Use execute_batch
or execute_values
and use them over the entire record set. As of now you are not using the batch capabilities of execute_values
because you are inserting a single record at a time. You are further slowing things down by opening and closing a connection for each record as that is a time/resource expensive operation. Below is untested as I don't have the actual data and am assuming what df.values
is.
insert_query = """INSERT INTO pricing.xxxx (description,code,unit,price,created_date,updated_date)
VALUES %s returning id"""
#execute_batch query
#insert_query = """INSERT INTO pricing.xxxx #(description,code,unit,price,created_date,updated_date)
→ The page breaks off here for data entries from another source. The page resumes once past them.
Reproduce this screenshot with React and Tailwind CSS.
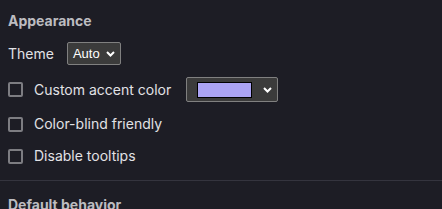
import React from 'react';

const Chevron = () => (
    <svg width="9" height="6" viewBox="0 0 9 6" className="shrink-0">
        <path d="M1 1l3.5 3.5L8 1" fill="none" stroke="#ffffff" strokeWidth="2" />
    </svg>
);

const Checkbox = () => (
    <span className="block h-[15px] w-[15px] shrink-0 rounded-[2px] border-2 border-[#7d7d82]" />
);

const CheckRow = ({ label, children }) => (
    <div className="flex min-h-[20px] items-center">
        <Checkbox />
        <span className="ml-[11px] text-[14px] leading-[20px] text-[#e2e2e6]">{label}</span>
        {children}
    </div>
);

export default function App() {
    return (
        <div className="h-[209px] w-[442px] overflow-hidden bg-[#1d1d25] font-['Inter',sans-serif]">
            <div className="flex flex-col gap-[12px] px-[8px] pt-[12px]">
                <h2 className="text-[14px] font-bold leading-[18px] text-[#bcbcc0]">Appearance</h2>

                <div className="flex h-[23px] items-center">
                    <span className="text-[14px] leading-[20px] text-[#e2e2e6]">Theme</span>
                    <div className="ml-[13px] flex h-[23px] w-[54px] items-center justify-between rounded-[2px] border border-[#808080] bg-[#3b3b3b] pl-[5px] pr-[5px] font-['Liberation_Sans',sans-serif] text-[13px] text-white">
                        <span>Auto</span>
                        <Chevron />
                    </div>
                </div>

                <CheckRow label="Custom accent color">
                    <div className="ml-[15px] flex h-[25px] w-[92px] items-center justify-between rounded-[2px] border border-[#808080] bg-[#3b3b3b] pl-[10px] pr-[5px]">
                        <span className="block h-[16px] w-[55px] border border-black bg-[#aba3f4]" />
                        <Chevron />
                    </div>
                </CheckRow>
                <CheckRow label="Color-blind friendly" />
                <CheckRow label="Disable tooltips" />
            </div>

            <div className="mt-[14px] border-t border-[#34343e]" />

            <div className="px-[8px] pt-[15px]">
                <h2 className="text-[14px] font-bold leading-[18px] text-[#bcbcc0]">Default behavior</h2>
            </div>
        </div>
    );
}
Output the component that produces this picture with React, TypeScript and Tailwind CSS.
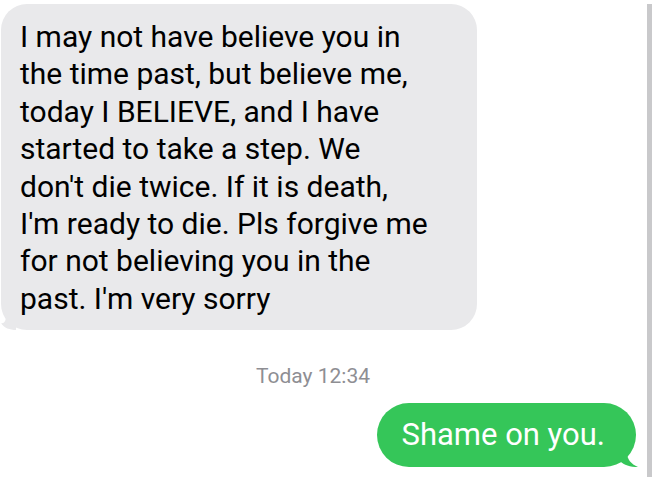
const incoming = [
  "I may not have believe you in",
  "the time past, but believe me,",
  "today I BELIEVE, and I have",
  "started to take a step. We",
  "don't die twice. If it is death,",
  "I'm ready to die. Pls forgive me",
  "for not believing you in the",
  "past. I'm very sorry",
];

const font = { fontFamily: "Roboto, 'Noto Sans', sans-serif" };

export default function App() {
  return (
    <div className="relative h-[487px] w-[665px] overflow-hidden bg-white" style={font}>
      {/* scroll indicator */}
      <div className="absolute left-[647px] top-[4px] h-[473px] w-[5px] bg-[#c9c9cb]" />

      <div className="flex flex-col">
        <div className="relative ml-[1px] mt-[4px] w-[476px]">
          <div className="rounded-[26px] bg-[#e9e9eb] pb-[13px] pl-[19px] pr-[20px] pt-[14px] text-[30px] leading-[37.4px] text-black">
            {incoming.map((line) => (
              <div key={line} className="whitespace-nowrap">
                {line}
              </div>
            ))}
          </div>
          <svg className="absolute bottom-0 left-[-1px]" width="16" height="18" viewBox="0 0 16 18">
            <path d="M16 0 L16 18 C10 18 4 16 1 11 C4 12 6 9 6 4 L6 0 Z" fill="#e9e9eb" />
          </svg>
        </div>

        <div className="mt-[34px] pl-[256px] text-[21px] leading-[24px] text-[#8e8e93]">Today 12:34</div>

        <div className="mt-[15px] flex justify-end pr-[29px]">
          <div className="relative">
            <div className="flex h-[64px] items-center rounded-[32px] bg-[#35c659] pl-[24px] pr-[31px] text-[31px] text-white">
              Shame on you.
            </div>
            <svg className="absolute bottom-0 right-[-3px]" width="22" height="20" viewBox="0 0 22 20">
              <path d="M0 0 L10 0 L10 6 C10 12 14 17 21 20 C13 20 7 18 3 14 L0 14 Z" fill="#35c659" />
            </svg>
          </div>
        </div>
      </div>
    </div>
  );
}
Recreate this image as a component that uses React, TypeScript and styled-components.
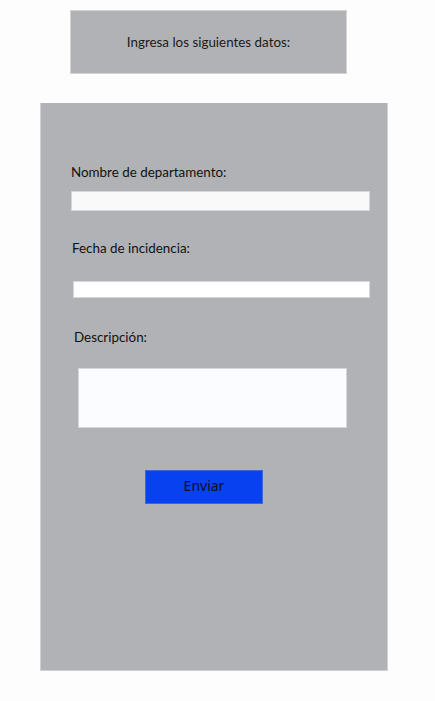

# VALUES (%s, %s, %s, %s, %s, %s) returning id"""
valores = df.values
#Create a list of lists to pass to query as a batch instead of singly.
records = [[record_to_insert[2],record_to_insert[1],record_to_insert[3],
record_to_insert[4],record_to_insert[0],datetime.datetime.now()]
for record_to_insert in valores]
try:
conn = psycopg2.connect(database = 'xxxx',
user = 'xxxx',
password = 'xxxxx',
host= 'xxxx',
port='xxxx',
connect_timeout = 10)
print("Connection Opened with Postgres")
cursor = conn.cursor()
extras.execute_values(cursor, insert_query, [records])
#execute_batch
#extras.execute_batch(cursor, insert_query, [records])
conn.commit()
# print(record_to_insert)
finally:
if conn:
cursor.close()
conn.close()
print("Connection to postgres was successfully closed")
For more information see Fast execution helpers. Note that both the execute_values
and execute_batch
functions have a page_size
argument of default value 100. This is the batch size for the operations. For large data sets you can reduce the time further by increasing the page_size
to make bigger batches and reduce the number of server round trips .